Even Though this might be a problem for some. But, Doing reverse DNS check on mass is not that difficult and can be completely automated.

Simon made some incredible points as well. According to his observations, Googlebot is used to do Google shopping validation, and if this is accurate (I believe him), the accuracy of the actual bot visit cannot be determined.

Or entirely accurate, as Google Shopping shares a cache with regular Googlebot – so a crawl could have been for the purposes of indexing, or shopping feed validation 🙃
— Simon Howland (@simonhowland) July 22, 2020

Although there are no official sources on this it’s easy to see why it’s a very valid point.

Sorry, no specific link, but IME sites with millions of indexable orphan SKU pages not in sitemaps being heavily crawled by regular G bot with params only found in paid shopping feeds, but none indexed.

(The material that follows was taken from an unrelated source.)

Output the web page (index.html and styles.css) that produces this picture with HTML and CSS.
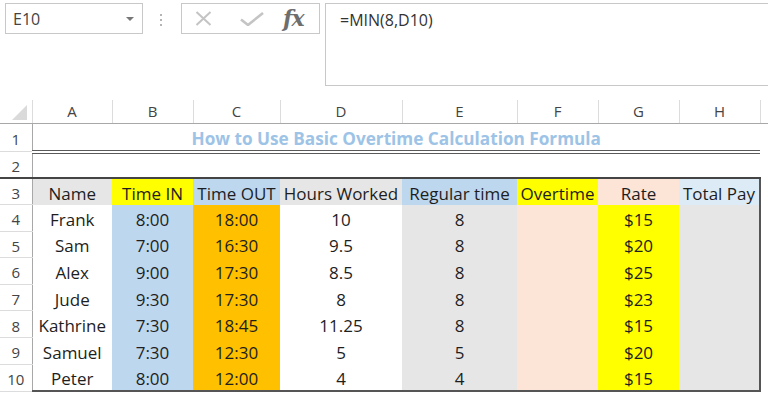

Wonder how many times paid ads have gotten blocked that way 🙂
— Simon Howland (@simonhowland) July 22, 2020

7. CDN – Most websites utilize CDN networks for speed and security. It can be a problem for log collection as assets can be served from different CDNs. Also as I mentioned previously the access logs need to be gathered from the “closest endpoint to the visitor” which is in many cases the CDN. With several pipelines, it is wise to have a normalized stream of logs merged into a single place for analyzing.

Images are often on seperate CDNs and scripts are often on external systems.

Honestly trying to look at logs is a nightmare normally!
— Gerry White SEO geek (@dergal) July 24, 2020

Getting the logs as traffic is coming across multiple end points (CDN, other servers).

Concerns over PII
— Craig Harkins 😀 (@CraigHarkins) July 22, 2020

Why log file analysis is important for SEO?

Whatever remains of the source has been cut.